Political Risk and the Trial of Roy Bennett
Zimbabwe’s attorney general today claimed that the state would move to have its key witness in the terrorism trial of an ally of Prime Minister Morgan Tsvangirai impeached for giving contradicting evidence.
The trial of Roy Bennett -who astonishingly faces a possible death sentence on charges of illegal possession of arms for purposes of committing terrorism, banditry and sabotage -resumed with chief state witness Peter Hitschmann testifying.
Bennett, treasurer-general in Tsvangirai’s Movement for Democratic Change (MDC), has repeatedly denied the charges and accuses President Robert Mugabe’s ZANU-PF party of political persecution and trying to stop him from taking up the post of deputy agriculture minister.
This is the latest chapter in what many are referring to as the ‘Roy Bennett Saga’, an affair which has paralyzed democracy in the nation, continued to stifle foreign investment, divide the citizenry and further the Mugabe doctrine. Mr Bennett is hated by the top echelon of Mr Mugabe’s Zanu (PF) party, particularly the powerful coterie of military men close to the President, because he is a former white farmer and an ex-member of the Rhodesian security forces – and because he is popular with many black Zimbabweans. His command of the Shona language and knowledge of their customs means that they regard him as one of their own.
The political turbulence reached a fever pitch recently, when controversial legislator Jonathan Moyo stated that “to swear MDC treasurer-general Roy Bennett, into Zimbabwe’s unity government would be akin to having a former NAZI infantryman serving as a deputy Minister of Justice in Israel today”.
Moyo, once the Minister of Information and Publicity in President Robert Mugabe’s government, became Zimbabwe’s only independent Member of Parliament until he was recently allowed to re-join Zanu-PF, the party that booted him out in 2005.
Moyo said the MDC’s choice of Bennett as deputy Minister of Agriculture was “deeply provocative and treacherous”.
Today, Hitschmann, 49, a former police officer and arms dealer, disowned some of the weapons attributed to him by the state as well as e-mail print-outs purportedly showing communication between him and Bennett.

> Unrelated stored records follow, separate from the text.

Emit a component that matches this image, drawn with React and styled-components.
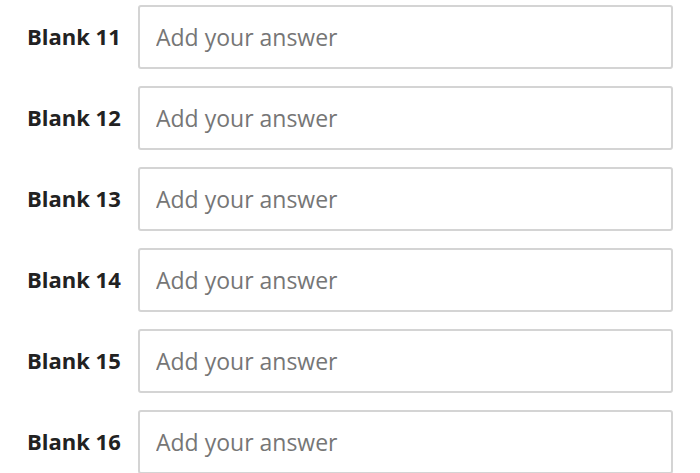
import React from 'react'
import styled, { createGlobalStyle } from 'styled-components'

const Global = createGlobalStyle`
  body {
    margin: 0;
    background: #fff;
    font-family: "Open Sans", "Liberation Sans", sans-serif;
    overflow: hidden;
  }
`

const List = styled.div`
  display: flex;
  flex-direction: column;
  gap: 17px;
  padding: 5px 27px 0 27px;
`

const Row = styled.div`
  display: flex;
  align-items: center;
`

const Label = styled.label`
  width: 111px;
  flex: none;
  font-size: 22px;
  font-weight: 700;
  color: #222;
  margin-top: -2px;
`

const Input = styled.input`
  box-sizing: border-box;
  width: 536px;
  height: 64px;
  border: 2px solid #d4d4d4;
  border-radius: 3px;
  padding: 0 16px;
  font-family: "Open Sans", "Liberation Sans", sans-serif;
  font-size: 23px;
  color: #333;
  outline: none;
  &::placeholder {
    color: #767676;
  }
`

const blanks = [11, 12, 13, 14, 15, 16]

function App() {
  return (
    <>
      <Global />
      <List>
        {blanks.map(n => (
          <Row key={n}>
            <Label>Blank {n}</Label>
            <Input placeholder="Add your answer" />
          </Row>
        ))}
      </List>
    </>
  )
}

export default App
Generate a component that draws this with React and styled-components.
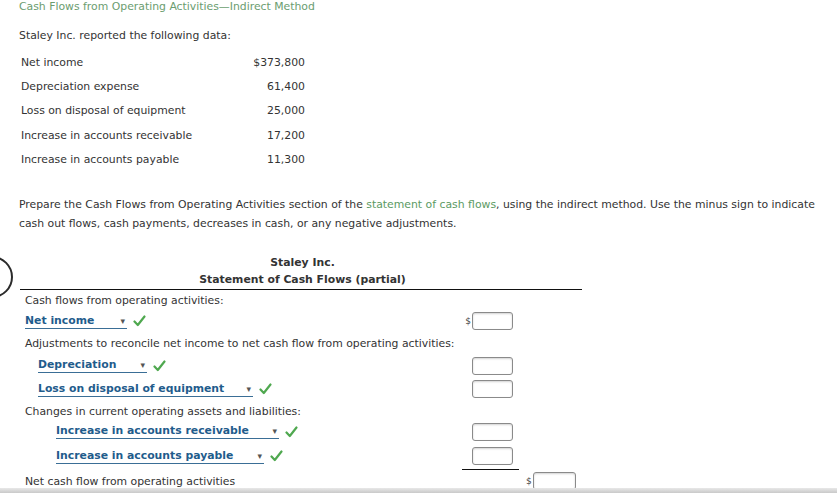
import React from "react";
import styled, { createGlobalStyle } from "styled-components";

const GlobalStyle = createGlobalStyle`
  html, body {
    margin: 0;
    padding: 0;
    background: #ffffff;
  }
  body {
    font-family: "DejaVu Sans", Verdana, sans-serif;
    font-size: 10.85px;
    color: #333333;
    overflow: hidden;
  }
`;

const data = [
  ["Net income", "$373,800"],
  ["Depreciation expense", "61,400"],
  ["Loss on disposal of equipment", "25,000"],
  ["Increase in accounts receivable", "17,200"],
  ["Increase in accounts payable", "11,300"],
];

const Check = () => (
  <CheckMark width="13" height="12" viewBox="0 0 13 12">
    <path d="M1.5 6.5 L4.8 10 L11.5 1.5" fill="none" stroke="#4fa84f" strokeWidth="2.2" strokeLinecap="round" strokeLinejoin="round" />
  </CheckMark>
);

const Picker = ({ label, width }) => (
  <PickerWrap>
    <Select w={width}>
      <span>{label}</span>
      <Arrow>▾</Arrow>
    </Select>
    <Check />
  </PickerWrap>
);

const App = () => {
  return (
    <Page>
      <GlobalStyle />
      <Circle />
      <Title>Cash Flows from Operating Activities—Indirect Method</Title>
      <Intro>Staley Inc. reported the following data:</Intro>
      <DataTable>
        {data.map(([label, value]) => (
          <React.Fragment key={label}>
            <DataLabel>{label}</DataLabel>
            <DataValue>{value}</DataValue>
          </React.Fragment>
        ))}
      </DataTable>
      <Instructions>
        Prepare the Cash Flows from Operating Activities section of the{" "}
        <Link>statement of cash flows</Link>, using the indirect method. Use the minus sign to indicate
        cash out flows, cash payments, decreases in cash, or any negative adjustments.
      </Instructions>

      <Statement>
        <Header>
          <div>Staley Inc.</div>
          <div>Statement of Cash Flows (partial)</div>
        </Header>

        <Row h={20}>
          <Label>Cash flows from operating activities:</Label>
        </Row>
        <Row h={22}>
          <Label>
            <Picker label="Net income" width={102} />
          </Label>
          <Amount>
            <Dollar>$</Dollar>
            <Input />
          </Amount>
        </Row>
        <Row h={22}>
          <Label>Adjustments to reconcile net income to net cash flow from operating activities:</Label>
        </Row>
        <Row h={23}>
          <Label indent={13}>
            <Picker label="Depreciation" width={109} />
          </Label>
          <Amount>
            <Input />
          </Amount>
        </Row>
        <Row h={24}>
          <Label indent={13}>
            <Picker label="Loss on disposal of equipment" width={215} />
          </Label>
          <Amount>
            <Input />
          </Amount>
        </Row>
        <Row h={20}>
          <Label>Changes in current operating assets and liabilities:</Label>
        </Row>
        <Row h={21}>
          <Label indent={31}>
            <Picker label="Increase in accounts receivable" width={223} />
          </Label>
          <Amount>
            <Input />
          </Amount>
        </Row>
        <Row h={28}>
          <Label indent={31}>
            <Picker label="Increase in accounts payable" width={208} />
          </Label>
          <Amount underline>
            <Input />
          </Amount>
        </Row>
        <Row h={22}>
          <Label>Net cash flow from operating activities</Label>
          <Amount />
          <Total>
            <Dollar>$</Dollar>
            <Input wide />
          </Total>
        </Row>
      </Statement>
      <BottomShade />
    </Page>
  );
};

export default App;

const Page = styled.div`
  position: relative;
  width: 837px;
  height: 493px;
  padding: 0 0 0 19px;
  box-sizing: border-box;
`;

const Circle = styled.div`
  position: absolute;
  left: -29px;
  top: 256px;
  width: 38px;
  height: 38px;
  border: 2px solid #2b2b2b;
  border-radius: 50%;
`;

const Title = styled.div`
  color: #6b9d70;
  line-height: 13px;
`;

const Intro = styled.div`
  margin-top: 16px;
  line-height: 14px;
`;

const DataTable = styled.div`
  display: grid;
  grid-template-columns: 200px 84px;
  margin: 7px 0 0 2px;
  grid-auto-rows: 24.3px;
  align-items: center;
`;

const DataLabel = styled.div``;

const DataValue = styled.div`
  text-align: right;
`;

const Instructions = styled.p`
  margin: 25px 0 0 0;
  line-height: 18.5px;
  width: 810px;
`;

const Link = styled.span`
  color: #5b9a63;
`;

const Statement = styled.div`
  width: 562px;
  margin: 21px 0 0 1px;
`;

const Header = styled.div`
  text-align: center;
  font-weight: bold;
  line-height: 17px;
  padding-left: 3px;
  border-bottom: 1.5px solid #111111;
  padding-bottom: 1px;
`;

const Row = styled.div`
  display: flex;
  align-items: center;
  height: ${(p) => p.h}px;
`;

const Label = styled.div`
  width: 442px;
  padding-left: ${(p) => 5 + (p.indent || 0)}px;
  box-sizing: border-box;
  white-space: nowrap;
`;

const Amount = styled.div`
  width: 57px;
  height: 100%;
  display: flex;
  align-items: center;
  justify-content: flex-end;
  padding-right: 6px;
  box-sizing: border-box;
  border-bottom: ${(p) => (p.underline ? "1.5px solid #111111" : "none")};
`;

const Total = styled.div`
  display: flex;
  align-items: center;
  padding-left: 7px;
`;

const Dollar = styled.span`
  font-size: 9px;
  color: #444444;
  margin-right: 1px;
`;

const Input = styled.div`
  width: ${(p) => (p.wide ? 43 : 41)}px;
  height: 18px;
  border: 1px solid #8a8a8a;
  border-radius: 3px;
  box-shadow: inset 0 1px 2px rgba(0, 0, 0, 0.18);
  background: #ffffff;
  box-sizing: border-box;
`;

const PickerWrap = styled.div`
  display: inline-flex;
  align-items: center;
  gap: 6px;
`;

const Select = styled.div`
  width: ${(p) => p.w}px;
  display: flex;
  align-items: center;
  justify-content: space-between;
  box-sizing: border-box;
  font-weight: bold;
  color: #1f5c8c;
  border-bottom: 1px solid #3a6e96;
  line-height: 14px;
`;

const Arrow = styled.span`
  color: #555555;
  font-size: 9px;
  font-weight: normal;
  margin-right: 2px;
`;

const CheckMark = styled.svg`
  display: block;
`;

const BottomShade = styled.div`
  position: fixed;
  left: 0;
  right: 0;
  bottom: 0;
  height: 5px;
  background: linear-gradient(#e8e8e8, #c9c9c9);
`;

The state says Hitschmann is an accomplice witness and its case hinges on confessions said to have been made by the arms trader implicating Bennett in 2006.
Hitschmann has disowned the confessions, including a video recording, saying he was tortured to make the statements.
Attorney General Johannes Tomana told High Court judge Chinembiri Bhunu that Hitschmann’s testimony was different from statements he made on his arrest, implicating Bennett, and would move to have him impeached by the court.
Political stability hinges on the outcome of the Roy Bennett trial. We must all hope the courts find Mr. Bennett not guilty, have him return to the ranks of the Movement for Democratic Change and see some of the same fire from the party that brought them toe-to-toe with the oppressive Zanu-PF in the first place, those few years ago. It is only due to their interference and the Prime Minister’s touting Zimbabwe as on the rise to western leaders that we have seen positive change to the region and only through a fair and just court can Zimbabwe truly gain tangible ground democratically.